Конечно, память о жертвах имеет свои опасности. Если ты видишь столько жертв среди своего народа, ты можешь почувствовать свой народ лишь как жертву. Ты можешь захлебнуться в образе нации-жертвы, где все жертвы «здесь», а все палачи «там». Жертвенная память может стать моральным оправданием: мол, только «мы» страдали, а значит имеем право на реванш.

В современной Украине этот риск есть. Тему «нации-жертвы» используют политики и популисты; и она действительно часто приводит к слепоте по отношению к собственным ошибкам.

Но в мемориальном подходе к своей истории есть один большой плюс, который эту опасность уравновешивает.

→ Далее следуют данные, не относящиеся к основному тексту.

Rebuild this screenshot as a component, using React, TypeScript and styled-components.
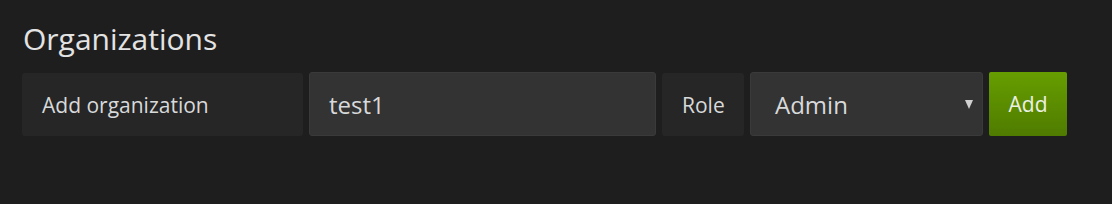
import React from "react";
import styled, { createGlobalStyle } from "styled-components";

const Global = createGlobalStyle`
  html, body { margin: 0; padding: 0; background: #1f1e1f; }
  body { font-family: "Open Sans", "Liberation Sans", sans-serif; color: #d8d9da; }
  * { box-sizing: border-box; }
`;

const Page = styled.div`
  padding: 18px 22px 0 22px;
  height: 204px;
`;

const Heading = styled.h3`
  margin: 0 0 13px 1px;
  font-size: 30px;
  font-weight: 400;
  line-height: 41px;
  color: #e3e3e3;
`;

const Form = styled.form`
  display: flex;
  gap: 6px;
  align-items: stretch;
  height: 64px;
`;

const Label = styled.div<{ $w: number }>`
  width: ${(p) => p.$w}px;
  display: flex;
  align-items: center;
  padding: 0 20px;
  background: #262626;
  border-radius: 3px;
  margin-top: 1px;
  font-size: 21px;
  color: #d8d9da;
`;

const Input = styled.input<{ $w: number }>`
  width: ${(p) => p.$w}px;
  background: #333333;
  border: 1px solid #3a3a3a;
  border-radius: 3px;
  padding: 0 19px;
  font-family: inherit;
  font-size: 24px;
  color: #d8d9da;
  outline: none;
`;

const SelectWrap = styled.div<{ $w: number }>`
  position: relative;
  width: ${(p) => p.$w}px;
  background: #333333;
  border: 1px solid #3a3a3a;
  border-radius: 3px;
  display: flex;
  align-items: center;
  padding: 0 24px;
  font-size: 24px;
  color: #d8d9da;
`;

const Caret = styled.span`
  position: absolute;
  right: 9px;
  top: 27px;
  width: 0;
  height: 0;
  border-left: 4.5px solid transparent;
  border-right: 4.5px solid transparent;
  border-top: 9px solid #d0d0d0;
`;

const Button = styled.button`
  width: 78px;
  border: none;
  border-radius: 2px;
  background: linear-gradient(to bottom, #679e00, #4f7b00);
  color: #ecf0e4;
  font-family: inherit;
  font-size: 21px;
  padding: 0;
  cursor: pointer;
`;

export default function App() {
  return (
    <>
      <Global />
      <Page>
        <Heading>Organizations</Heading>
        <Form onSubmit={(e) => e.preventDefault()}>
          <Label $w={281}>Add organization</Label>
          <Input $w={347} defaultValue="test1" />
          <Label $w={82}>Role</Label>
          <SelectWrap $w={233}>
            Admin
            <Caret />
          </SelectWrap>
          <Button type="submit">Add</Button>
        </Form>
      </Page>
    </>
  );
}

Акцент на жертвах, а не на победителях заставляет помнить в войнах не самоуверенность генералов, а разрушенные жизни. Помнить тех, кого раздавил каток войны. Чем больше общество способно помнить о жертвах прошлого, тем больше у него шансов помнить о конкретных жизнях здесь и теперь. Тем больше у него тормозов, которые остановят тех, кто захочет принести в жертву своих современников.

Дороги истории – зигзаги, ее уроки – хитрости, ее последствия часто противоположны намерениям тех, кто пытается на нее повлиять. Она часто готовит ловушки. Поражения в ней часто приводят к прорывам, а победы – к застою.

«Великие победы» России стали для нее большей частью ловушками. Они замыкали ее в собственной самоуверенной темноте. Они убеждали ее в ложной правоте, отупляли сострадание. Они не учили оплакивать.

И главное: эти победы, как наркотик, порождали желание все повторить вновь. Желание опять дать кому-то «по морде». Сладкий и примитивный инстинкт разрушения.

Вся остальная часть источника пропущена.